The Park is quite beautiful. I got there right when it opened, so I was the only person in the entire place. It seems like it used to be so vibrant and full of life. The current state was a little more sad. But it was still pretty. I felt like I was in an abandoned amusement park.

View of Choly Minaret as I look over the park.
View of Choly Minaret as I look over the park.

I made my way to the Minaret for a picture, stopping along the way to see some of the other displays. The Statue Alley was quite inspiring.

After the park, I didn’t really have much of a plan. I tried to hail a cab down, but he had no clue what the Citadel of Erbil was… or the Bazaar (these are the two biggest things in Erbil). After two more cabs could not take me, I decided walking was the best option. Unfortunately, the bazaar wasn’t fully open. But the shops I did see were filled with normal objects you would find in Target. I made a nice lap around the Citadel walls and then needed to head back to grab my stuff. Of course, the cab I picked spoke Mafi English… Luckily I could direct him to my hotel.

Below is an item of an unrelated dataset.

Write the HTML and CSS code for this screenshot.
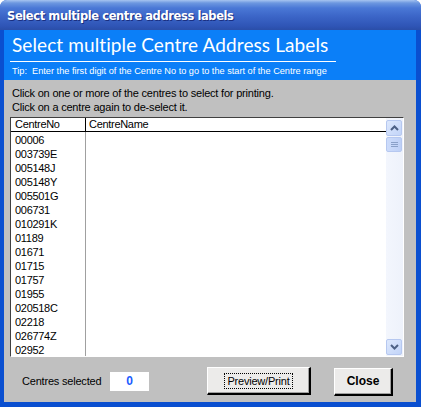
FILE: index.html
```html
<!DOCTYPE html>
<html>
<head>
<meta charset="utf-8">
<link rel="stylesheet" href="styles.css">
</head>
<body>
<div class="window">
  <div class="titlebar">Select multiple centre address labels</div>
  <div class="frame">
    <div class="header">
      <div class="header-title">Select multiple Centre Address Labels</div>
      <div class="header-rule"></div>
      <div class="tip">Tip:&nbsp; Enter the first digit of the Centre No to go to the start of the Centre range</div>
    </div>
    <div class="content">
      <div class="instructions">
        <div>Click on one or more of the centres to select for printing.</div>
        <div>Click on a centre again to de-select it.</div>
      </div>
      <div class="listbox">
        <div class="list-main">
          <div class="list-head">
            <div class="col-no">CentreNo</div>
            <div class="col-name">CentreName</div>
          </div>
          <div class="list-body">
            <div class="col-no rows">
              <div>00006</div><div>003739E</div><div>005148J</div><div>005148Y</div>
              <div>005501G</div><div>006731</div><div>010291K</div><div>01189</div>
              <div>01671</div><div>01715</div><div>01757</div><div>01955</div>
              <div>020518C</div><div>02218</div><div>026774Z</div><div>02952</div>
            </div>
            <div class="col-name"></div>
          </div>
        </div>
        <div class="scrollbar">
          <div class="sb-btn">
            <svg width="9" height="6" viewBox="0 0 9 6"><path d="M1 5 L4.5 1.5 L8 5" fill="none" stroke="#4d6185" stroke-width="2"/></svg>
          </div>
          <div class="sb-thumb">
            <svg width="7" height="7" viewBox="0 0 7 7"><path d="M0 1.5h7M0 3.5h7M0 5.5h7" stroke="#8aa0c8" stroke-width="1"/></svg>
          </div>
          <div class="sb-track"></div>
          <div class="sb-btn">
            <svg width="9" height="6" viewBox="0 0 9 6"><path d="M1 1 L4.5 4.5 L8 1" fill="none" stroke="#4d6185" stroke-width="2"/></svg>
          </div>
        </div>
      </div>
      <div class="footer">
        <div class="selected-label">Centres selected</div>
        <div class="selected-box">0</div>
        <div class="btn btn-preview"><span class="focus">Preview/Print</span></div>
        <div class="btn btn-close">Close</div>
      </div>
    </div>
  </div>
</div>
</body>
</html>
```

FILE: styles.css
```css
html, body {
  margin: 0;
  padding: 0;
  background: #ffffff;
}
body {
  width: 421px;
  height: 407px;
  overflow: hidden;
  font-family: "Liberation Sans", Arial, sans-serif;
}
.window {
  width: 421px;
  height: 407px;
  display: flex;
  flex-direction: column;
  background: #0a4fd0;
  border-radius: 7px 7px 0 0;
  overflow: hidden;
}
.titlebar {
  height: 30px;
  box-sizing: border-box;
  padding: 9px 0 0 7px;
  color: #ffffff;
  font-family: "DejaVu Sans", Verdana, sans-serif;
  font-weight: bold;
  font-size: 11.5px;
  letter-spacing: -0.4px;
  text-shadow: 1px 1px 0 #1a2f80;
  background: linear-gradient(to bottom, #a6c4f0 0px, #6c97e0 3px, #4a78d6 8px, #3c66c8 16px, #2f55b6 26px, #2a4ea8 30px);
}
.frame {
  flex: 1;
  display: flex;
  flex-direction: column;
  margin: 0 5px 5px 4px;
}
.header {
  height: 50px;
  box-sizing: border-box;
  background: #0b7ff8;
  padding: 3px 0 0 8px;
  color: #ffffff;
}
.header-title {
  font-family: "Lato", "Liberation Sans", sans-serif;
  font-size: 19px;
  line-height: 24px;
  height: 24px;
  letter-spacing: 0.1px;
}
.header-rule {
  width: 326px;
  height: 1px;
  background: #ffffff;
  margin: 4px 0 0 -2px;
}
.tip {
  font-size: 9.2px;
  line-height: 11px;
  margin-top: 4px;
}
.content {
  flex: 1;
  background: #c0c0c0;
  display: flex;
  flex-direction: column;
  padding: 6px 12px 0 6px;
}
.instructions {
  font-size: 11px;
  letter-spacing: -0.2px;
  line-height: 14px;
  color: #000000;
  padding-left: 2px;
  height: 31px;
}
.listbox {
  height: 240px;
  box-sizing: border-box;
  border-top: 1px solid #404040;
  border-left: 1px solid #404040;
  border-right: 1px solid #ffffff;
  border-bottom: 1px solid #ffffff;
  background: #ffffff;
  display: flex;
}
.list-main {
  flex: 1;
  display: flex;
  flex-direction: column;
  overflow: hidden;
}
.list-head {
  display: flex;
  height: 14px;
  box-sizing: border-box;
  border-bottom: 1px solid #000000;
  font-size: 11px;
  letter-spacing: -0.3px;
  line-height: 13px;
}
.list-head .col-no {
  border-right: 1px solid #000000;
}
.col-no {
  width: 75px;
  flex: none;
  box-sizing: border-box;
  padding-left: 4px;
}
.col-name {
  flex: 1;
  padding-left: 3px;
}
.list-body {
  flex: 1;
  display: flex;
  overflow: hidden;
}
.list-body .col-no {
  border-right: 1px solid #a0a0a0;
}
.rows {
  font-size: 11px;
  letter-spacing: -0.3px;
  line-height: 14px;
  padding-top: 1px;
}
.scrollbar {
  width: 17px;
  flex: none;
  display: flex;
  flex-direction: column;
  background: linear-gradient(to right, #f3f6fd, #eef2fb);
  padding: 2px 1px 1px 0;
  box-sizing: border-box;
}
.sb-btn {
  height: 16px;
  box-sizing: border-box;
  border: 1px solid #b6c8f0;
  border-radius: 2px;
  background: linear-gradient(to bottom right, #dde8fd, #c2d4f8);
  display: flex;
  align-items: center;
  justify-content: center;
}
.sb-thumb {
  height: 15px;
  box-sizing: border-box;
  border: 1px solid #b6c8f0;
  border-radius: 2px;
  background: linear-gradient(to right, #cddcfb, #bed0f6);
  display: flex;
  align-items: center;
  justify-content: center;
  margin-top: 1px;
}
.sb-track {
  flex: 1;
}
.footer {
  display: flex;
  align-items: center;
  height: 45px;
  box-sizing: border-box;
  padding-top: 2px;
}
.selected-label {
  font-size: 11px;
  letter-spacing: -0.2px;
  margin-left: 12px;
  width: 88px;
}
.selected-box {
  width: 39px;
  height: 19px;
  background: #ffffff;
  color: #1a5cff;
  font-weight: bold;
  font-size: 12px;
  line-height: 19px;
  text-align: center;
  margin-top: 1px;
}
.btn {
  height: 28px;
  box-sizing: border-box;
  background: #ecebea;
  border-top: 1px solid #ffffff;
  border-left: 1px solid #ffffff;
  border-right: 2px solid #000000;
  border-bottom: 2px solid #000000;
  box-shadow: inset -1px -1px 0 #a0a0a0;
  display: flex;
  align-items: center;
  justify-content: center;
  font-size: 11px;
  color: #000000;
}
.btn-preview {
  width: 104px;
  margin-left: 58px;
  margin-top: 1px;
}
.focus {
  border: 1px dotted #000000;
  padding: 1px 2px;
  line-height: 12px;
  letter-spacing: -0.2px;
}
.btn-close {
  width: 59px;
  margin-left: 23px;
  margin-top: 2px;
  font-weight: bold;
  font-size: 12px;
}
```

Getting to the airport has an abnormally high amount of inspections and searches. I guess that makes sense when you realize where you are. At the counter, I discovered that Qatar Airways was suffering from a network outage. Awesome. Manual ticketing process. I made it through customs and immigration and plopped down in the lounge for a quick charge.

Overall

If you get a chance to visit, I would recommend the trip. If nothing else, the trip will give you a better understanding of the situation that is going on in the area. It is very easy to just write the collateral damage from these conflicts as numbers that are irrelevant to you. But when you are walking next to them talking about your evening, it is very difficult to ignore the humanity of it all. This ancient civilization is currently being strangled and beaten to submission by three countries and a terror group. It is quite horrible. This region of the world is the cradle of civilization, yet we discount the conflicts as normal.

While, yes, I went to Iraq. I really got to experience the Kurdish culture. They are truly an amazing people.